DATA ROWS -

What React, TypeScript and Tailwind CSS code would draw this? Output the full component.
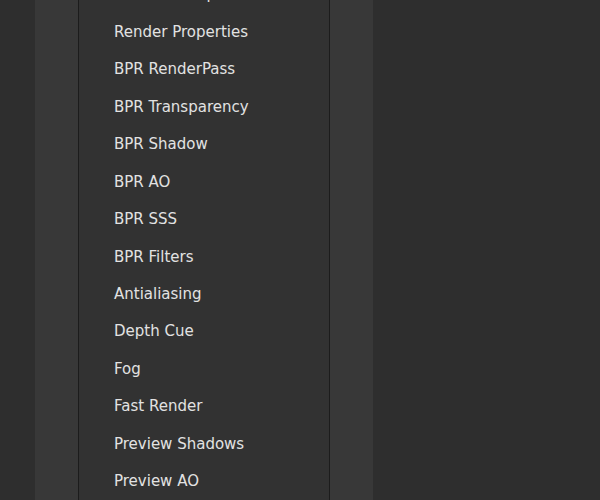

==

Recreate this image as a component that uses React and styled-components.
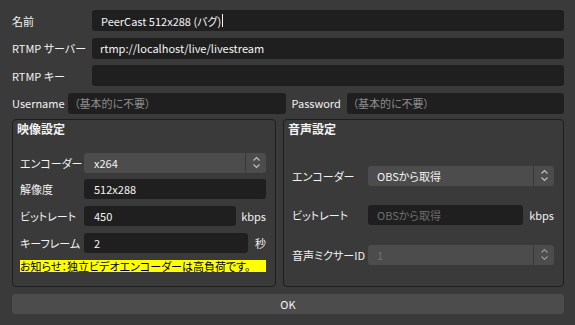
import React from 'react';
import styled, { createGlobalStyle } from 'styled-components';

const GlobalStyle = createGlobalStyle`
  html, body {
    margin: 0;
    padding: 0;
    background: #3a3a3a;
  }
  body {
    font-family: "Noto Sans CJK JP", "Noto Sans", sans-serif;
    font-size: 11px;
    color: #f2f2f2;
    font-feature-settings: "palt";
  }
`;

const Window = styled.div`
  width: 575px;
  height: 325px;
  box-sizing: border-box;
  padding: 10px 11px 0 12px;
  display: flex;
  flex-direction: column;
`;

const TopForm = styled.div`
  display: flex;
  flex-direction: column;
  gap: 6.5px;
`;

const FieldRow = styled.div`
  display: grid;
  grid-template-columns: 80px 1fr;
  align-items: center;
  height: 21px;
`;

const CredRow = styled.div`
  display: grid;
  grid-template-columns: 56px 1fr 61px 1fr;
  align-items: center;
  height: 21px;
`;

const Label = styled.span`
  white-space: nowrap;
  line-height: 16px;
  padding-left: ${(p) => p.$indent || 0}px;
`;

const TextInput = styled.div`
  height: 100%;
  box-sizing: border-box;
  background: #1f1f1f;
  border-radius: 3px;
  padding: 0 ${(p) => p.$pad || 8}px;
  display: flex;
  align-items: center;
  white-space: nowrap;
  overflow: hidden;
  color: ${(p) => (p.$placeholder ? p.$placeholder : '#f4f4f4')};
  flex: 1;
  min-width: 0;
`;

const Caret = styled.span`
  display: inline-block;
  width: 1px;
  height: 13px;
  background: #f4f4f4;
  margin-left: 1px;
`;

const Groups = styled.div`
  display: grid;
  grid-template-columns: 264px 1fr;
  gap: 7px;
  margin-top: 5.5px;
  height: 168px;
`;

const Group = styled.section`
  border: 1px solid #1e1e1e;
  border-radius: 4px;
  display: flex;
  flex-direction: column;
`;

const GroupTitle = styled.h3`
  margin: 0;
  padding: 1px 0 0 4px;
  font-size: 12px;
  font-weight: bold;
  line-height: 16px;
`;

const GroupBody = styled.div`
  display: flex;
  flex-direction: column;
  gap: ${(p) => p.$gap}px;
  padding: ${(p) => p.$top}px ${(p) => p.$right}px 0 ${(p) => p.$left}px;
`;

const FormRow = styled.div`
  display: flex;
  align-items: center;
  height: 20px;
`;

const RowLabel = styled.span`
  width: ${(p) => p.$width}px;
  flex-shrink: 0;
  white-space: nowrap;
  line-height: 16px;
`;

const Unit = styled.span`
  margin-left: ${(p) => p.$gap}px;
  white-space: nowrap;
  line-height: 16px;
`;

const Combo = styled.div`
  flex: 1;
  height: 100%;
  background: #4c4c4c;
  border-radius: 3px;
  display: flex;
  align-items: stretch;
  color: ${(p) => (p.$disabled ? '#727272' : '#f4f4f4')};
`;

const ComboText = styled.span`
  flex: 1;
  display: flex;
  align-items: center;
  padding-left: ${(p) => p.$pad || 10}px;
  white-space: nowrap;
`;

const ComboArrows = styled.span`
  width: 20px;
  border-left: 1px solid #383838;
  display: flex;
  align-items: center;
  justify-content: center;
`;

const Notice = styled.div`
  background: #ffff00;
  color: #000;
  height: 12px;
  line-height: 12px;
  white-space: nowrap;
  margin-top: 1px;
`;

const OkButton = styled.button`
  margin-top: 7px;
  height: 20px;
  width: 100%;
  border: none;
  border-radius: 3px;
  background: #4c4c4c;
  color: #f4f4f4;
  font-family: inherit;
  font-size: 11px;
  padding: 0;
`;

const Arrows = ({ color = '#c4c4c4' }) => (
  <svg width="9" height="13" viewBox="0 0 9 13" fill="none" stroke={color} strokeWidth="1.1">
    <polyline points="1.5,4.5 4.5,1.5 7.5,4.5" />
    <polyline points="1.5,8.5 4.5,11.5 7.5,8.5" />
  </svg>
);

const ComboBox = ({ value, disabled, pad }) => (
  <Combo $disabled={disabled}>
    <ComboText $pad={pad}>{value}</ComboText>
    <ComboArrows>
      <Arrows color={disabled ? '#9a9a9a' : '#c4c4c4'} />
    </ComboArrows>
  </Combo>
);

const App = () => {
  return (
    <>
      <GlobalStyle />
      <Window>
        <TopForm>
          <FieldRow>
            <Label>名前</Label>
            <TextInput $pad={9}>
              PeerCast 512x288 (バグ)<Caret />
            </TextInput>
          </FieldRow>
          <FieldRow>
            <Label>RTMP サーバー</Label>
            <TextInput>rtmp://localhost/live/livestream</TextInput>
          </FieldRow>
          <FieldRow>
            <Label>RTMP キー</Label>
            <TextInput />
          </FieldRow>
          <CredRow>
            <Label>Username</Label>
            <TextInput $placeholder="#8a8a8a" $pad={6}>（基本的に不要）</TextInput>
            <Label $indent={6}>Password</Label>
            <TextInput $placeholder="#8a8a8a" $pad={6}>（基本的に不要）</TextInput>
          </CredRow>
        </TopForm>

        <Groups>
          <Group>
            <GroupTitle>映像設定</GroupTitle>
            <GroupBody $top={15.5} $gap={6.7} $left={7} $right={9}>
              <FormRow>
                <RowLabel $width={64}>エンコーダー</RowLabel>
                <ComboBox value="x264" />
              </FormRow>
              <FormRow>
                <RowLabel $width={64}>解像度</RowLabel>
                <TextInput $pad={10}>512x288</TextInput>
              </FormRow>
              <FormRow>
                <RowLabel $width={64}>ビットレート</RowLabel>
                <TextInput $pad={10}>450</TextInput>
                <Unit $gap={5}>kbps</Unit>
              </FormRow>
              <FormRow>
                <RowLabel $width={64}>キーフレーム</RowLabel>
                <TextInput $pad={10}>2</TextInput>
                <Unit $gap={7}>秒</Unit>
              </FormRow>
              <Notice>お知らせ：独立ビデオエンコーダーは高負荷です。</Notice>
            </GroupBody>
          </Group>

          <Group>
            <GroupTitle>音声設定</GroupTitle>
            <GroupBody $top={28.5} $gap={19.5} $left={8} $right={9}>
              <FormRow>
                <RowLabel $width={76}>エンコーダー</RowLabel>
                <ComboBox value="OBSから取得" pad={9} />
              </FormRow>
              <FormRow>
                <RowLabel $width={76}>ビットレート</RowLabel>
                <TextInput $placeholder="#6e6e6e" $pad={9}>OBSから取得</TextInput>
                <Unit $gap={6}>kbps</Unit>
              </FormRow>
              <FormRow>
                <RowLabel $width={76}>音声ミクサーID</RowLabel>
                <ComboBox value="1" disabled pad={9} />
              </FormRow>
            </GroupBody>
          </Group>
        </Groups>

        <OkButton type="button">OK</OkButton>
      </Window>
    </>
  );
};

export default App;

CHALLENGE -
How many of the lines above include the word "React"? Respond with the number alone.

EXERCISE OUTPUT -
3